Not all calibration labs are created equal, and the credential that separates qualified facilities from the rest is ISO/IEC 17025 accreditation. This international standard establishes requirements for the competence, impartiality, and consistent operation of testing and calibration laboratories. Accreditation bodies worldwide use it as the benchmark for evaluating whether a lab produces reliable results.
For torque calibration specifically, an accredited lab has demonstrated that it controls the environmental factors that affect measurement (temperature stability, vibration isolation, humidity), maintains properly traceable reference equipment, employs competent personnel, and follows documented procedures that produce repeatable results. Accreditation is internationally recognized through the ILAC Mutual Recognition Arrangement, meaning a certificate from an accredited lab in one country carries weight in another.
If your organization operates under a quality management system like ISO 9001 or supplies parts to aerospace or automotive manufacturers, using an ISO/IEC 17025-accredited lab is often not optional.

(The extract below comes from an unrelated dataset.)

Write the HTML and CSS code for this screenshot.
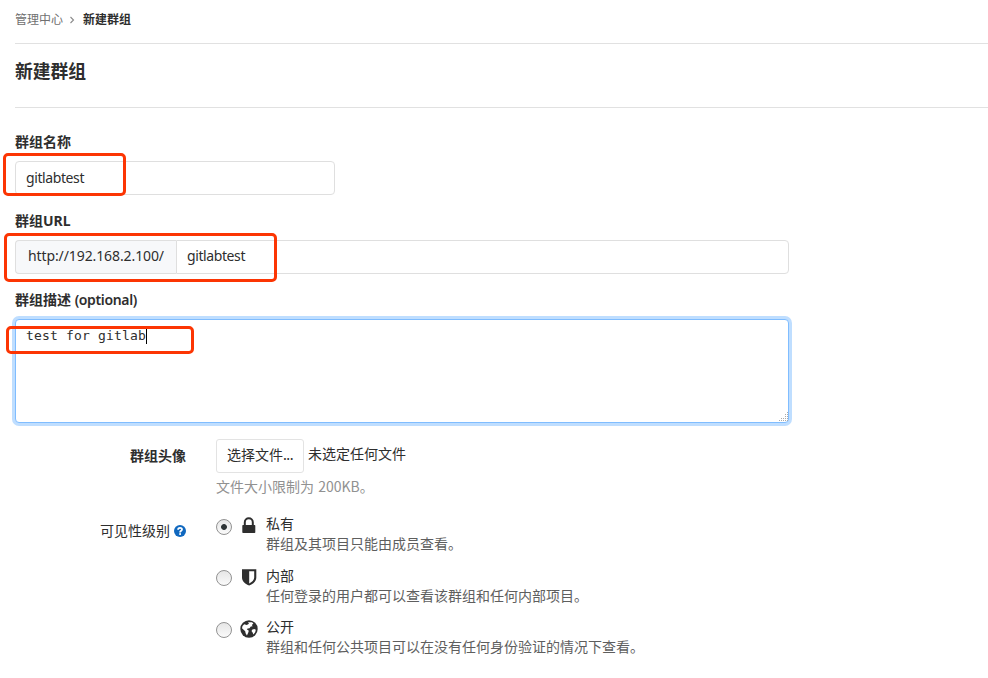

Even where it isn’t explicitly required, accreditation provides the strongest defense during audits and the most reliable results for tools where accuracy is safety-critical.
Calibration checks the wrench at one moment in time. How you treat the tool between calibrations determines whether it stays accurate until the next one.
The single most important storage habit for click-type torque wrenches is winding the adjustment down to the lowest value on the scale when the tool is not in use. Leaving the spring compressed at a working setting causes fatigue over time, gradually shifting the wrench out of calibration. Note that the lowest scale value is not the same as zero. Winding past the bottom of the scale can damage the mechanism.
Beyond spring management, a few maintenance practices make a real difference:
Treating a torque wrench like the precision instrument it is, rather than like a regular socket wrench, is the cheapest way to extend the interval between expensive recalibrations and avoid the liability of unknowingly using an inaccurate tool.